In conclusion, Tootsie Roll's historical record does not inspire confidence in its ability to execute or compete effectively. Its legacy brands provide a stable foundation of cash flow, but management's passive approach has led to a persistent decline in competitiveness. The past five years show a company that is being left behind by an industry that rewards innovation, scale, and strategic investment—qualities that Tootsie Roll has failed to demonstrate.
Future Growth
This analysis evaluates Tootsie Roll's growth potential through the fiscal year 2035, a long-term window necessary to assess its strategic direction. Forward-looking figures for Tootsie Roll are based on an independent model, as analyst consensus data is not widely available for this under-followed stock. This model assumes a continuation of historical trends. In contrast, figures for peers like Hershey (HSY) and Mondelez (MDLZ) are referenced from analyst consensus where available. For our independent model, we project Tootsie Roll's growth as Revenue CAGR 2024–2028: +1.5% (model) and EPS CAGR 2024–2028: +1.0% (model). This compares poorly to consensus expectations for peers, which often target Revenue CAGR in the +4% to +6% range.
In the snacks and treats industry, growth is typically driven by several key factors. Product innovation, including new flavors, formats, and healthier options (e.g., reduced sugar), is crucial for capturing consumer interest. Channel expansion into high-growth areas like convenience stores, club stores, and e-commerce is another major driver. Furthermore, international expansion allows companies to tap into new markets with rising disposable incomes. Finally, strategic mergers and acquisitions (M&A) are commonly used to enter new categories, gain market share, and achieve cost synergies. Companies that successfully execute across these four pillars are best positioned for sustained growth.
Tootsie Roll appears poorly positioned for future growth compared to its peers. The company has a multi-decade history of avoiding significant product innovation, M&A, and international expansion. While competitors like Hershey and Mondelez invest billions in marketing and R&D to launch new products and expand globally, Tootsie Roll's strategy appears to be one of passive maintenance. This creates a significant risk of brand irrelevance as consumer tastes evolve and younger generations lack the nostalgic connection to its products. The primary opportunity is its stable, albeit stagnant, cash flow, but the risk is that this cash is not being deployed to create future value, leading to a slow erosion of market position.
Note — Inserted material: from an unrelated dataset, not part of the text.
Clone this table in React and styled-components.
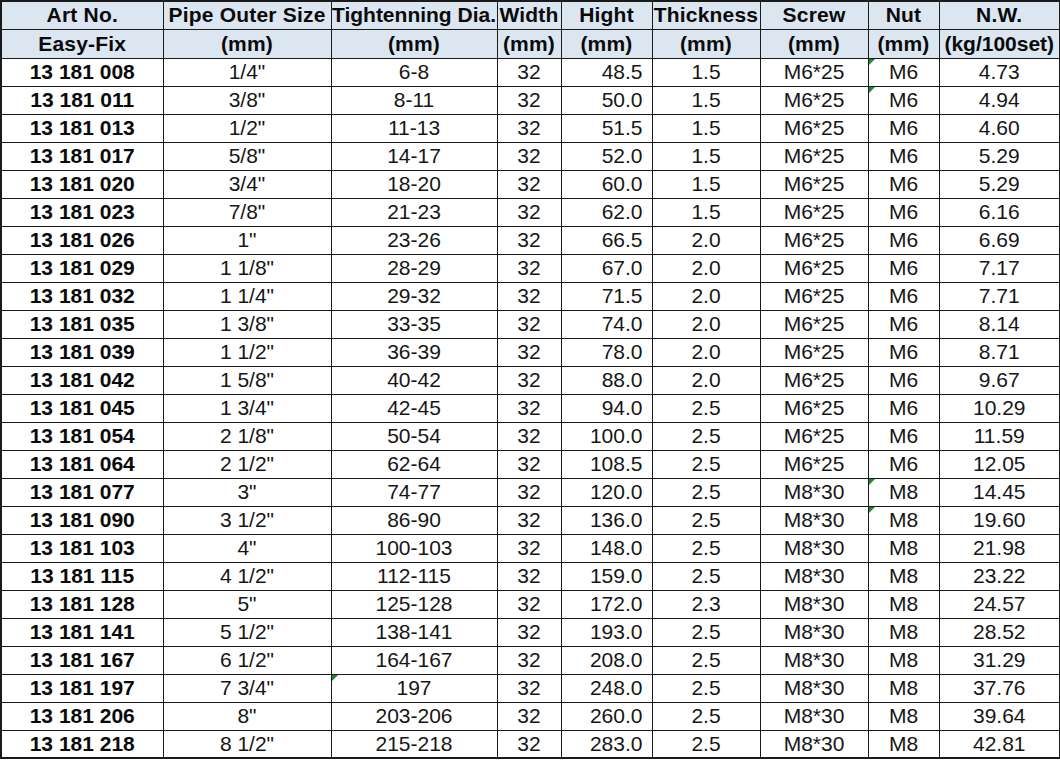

In the near-term, the outlook remains muted. For the next year (through FY2025), a normal-case scenario suggests Revenue growth: +1.5% (model) and EPS growth: +1.0% (model), driven by minor price increases. A bear case could see Revenue growth: -2.0% (model) if commodity costs spike and the company cannot pass on prices without significant volume loss. A bull case is unlikely but might achieve Revenue growth: +3.0% (model) with successful price execution. Over the next three years (through FY2027), a normal-case Revenue CAGR of +1.5% (model) is expected. The single most sensitive variable is gross margin; a 100 basis point decline due to higher sugar or cocoa costs could turn EPS growth negative, resulting in EPS growth next 12 months: -5% (model). Our assumptions include: 1) no major product launches, 2) continued reliance on the North American market, and 3) commodity cost volatility, all of which are highly likely.
Over the long term, the scenarios become more concerning. Our 5-year outlook (through FY2029) projects a Revenue CAGR 2024–2029: +1.2% (model) and EPS CAGR 2024–2029: +0.5% (model). The 10-year view (through FY2034) is even weaker, with a potential Revenue CAGR 2024–2034: +0.5% (model) as brand nostalgia fades. A normal case sees the company slowly losing relevance, while a bear case could see a terminal decline with Revenue CAGR 2024–2034: -1.5% (model). A bull case is difficult to imagine without a complete change in management and strategy. The key long-duration sensitivity is brand relevance. A 5% sustained decline in core Tootsie Roll and Charms brand volumes would result in a 10-year Revenue CAGR of -2.0% (model). Our long-term assumptions are: 1) no strategic acquisitions, 2) minimal marketing investment relative to peers, and 3) gradual market share loss. These assumptions are based on decades of company history and are likely to hold true. Overall, Tootsie Roll's long-term growth prospects are weak.
Fair Value
This valuation, conducted on November 3, 2025, using a stock price of $35.29, suggests that Tootsie Roll Industries' shares are trading above their likely intrinsic value. A triangulated analysis using market multiples and cash flow yields indicates the stock is overvalued given its current growth trajectory. The current price appears to offer a limited margin of safety, suggesting it is more of a "watchlist" candidate for a potential price correction.
Tootsie Roll's TTM P/E ratio stands at a high 28.38, while its EV/EBITDA is 17.96. These figures are steep when compared to a peer group of snack and food companies like Mondelez International and The Hershey Company. Tootsie Roll's negative revenue growth in fiscal 2024 (-6%) and modest recovery in the most recent quarter (2.89%) do not seem to justify such a premium valuation over faster-growing or larger-scale peers. Applying a more conservative peer-average P/E multiple of 22x to TR's TTM EPS of $1.24 would imply a fair value of $27.28.
The company's current dividend yield is a modest 0.97%, which is significantly lower than yields from its primary competitors. While a low dividend yield isn't inherently negative if earnings are being reinvested for high growth, Tootsie Roll's recent performance doesn't reflect this. The free cash flow yield of 3.91% is also not compelling enough to suggest significant undervaluation, especially considering the negative free cash flow in the most recent quarter. In summary, the most weight is given to the peer multiples approach, and both multiples and yield analysis point toward the stock being overvalued. A reasonable fair value estimate for TR would be in the $25.00–$30.00 range.